Table 6-1 lists the default settings for BGP parameters.
|
|
---|---|
BGP feature |
disabled |
keep alive interval |
60 seconds |
hold timer |
180 seconds |
This section describes how to configure advanced BGP and includes the following topics:
•Configuring BGP Session Templates
•Configuring BGP Peer-Policy Templates
•Configuring BGP Peer Templates
•Configuring BGP Authentication
•Modifying the Next-Hop Address
•Configuring BGP Next-Hop Address Tracking
•Configuring Next-Hop Filtering
•Disabling Capabilities Negotiation
•Configuring AS Confederations
•Configuring Load Sharing and ECMP
•Configuring Dynamic Capability
•Configuring Aggregate Addresses
•Configuring BGP Conditional Advertisement
•Configuring Route Redistribution
•Configuring Multiprotocol BGP
Note If you are familiar with the Cisco IOS CLI, be aware that the Cisco NX-OS commands for this feature might differ from the Cisco IOS commands that you would use.
You can use BGP session templates to simplify BGP configuration for multiple BGP peers with similar configuration needs. BGP templates allow you to reuse common configuration blocks. You configure BGP templates first, and then apply these templates to BGP peers.
With BGP session templates, you can configure session attributes such as inheritance, passwords, timers, and security.
A peer-session template can inherit from one other peer-session template. You can configure the second template to inherit from a third template. The first template also inherits this third template. This indirect inheritance can continue for up to seven peer-session templates.
Any attributes configured for the neighbor take priority over any attributes inherited by that neighbor from a BGP template.
Ensure that you have enabled the BGP feature (see the "Enabling the BGP Feature" section on page 5-11).

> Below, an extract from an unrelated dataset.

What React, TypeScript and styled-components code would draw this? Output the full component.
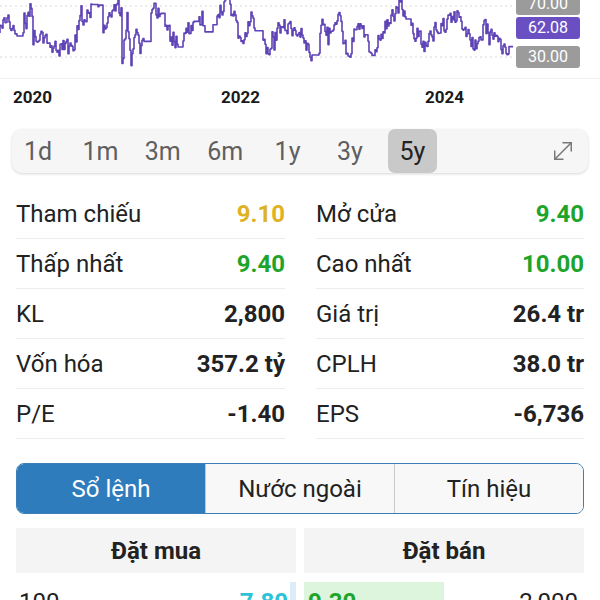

Note When editing a template, you can use the no form of a command at either the peer or template level to explicitly override a setting in a template. You must use the default form of the command to reset that attribute to the default state.
1. configure terminal
2. router bgp autonomous-system-number
3. template peer-session template-name
4. password number password
5. timers keepalive hold
6. exit
7. neighbor ip-address remote-as as-number
8. inherit peer-session template-name
9. (Optional) description text
10. (Optional) show bgp peer-session template-name
11. (Optional) copy running-config startup-config
Use the show bgp neighbor command to see the template applied. See the Cisco Nexus 3000 Series Command Reference,, for details on all commands available in the template.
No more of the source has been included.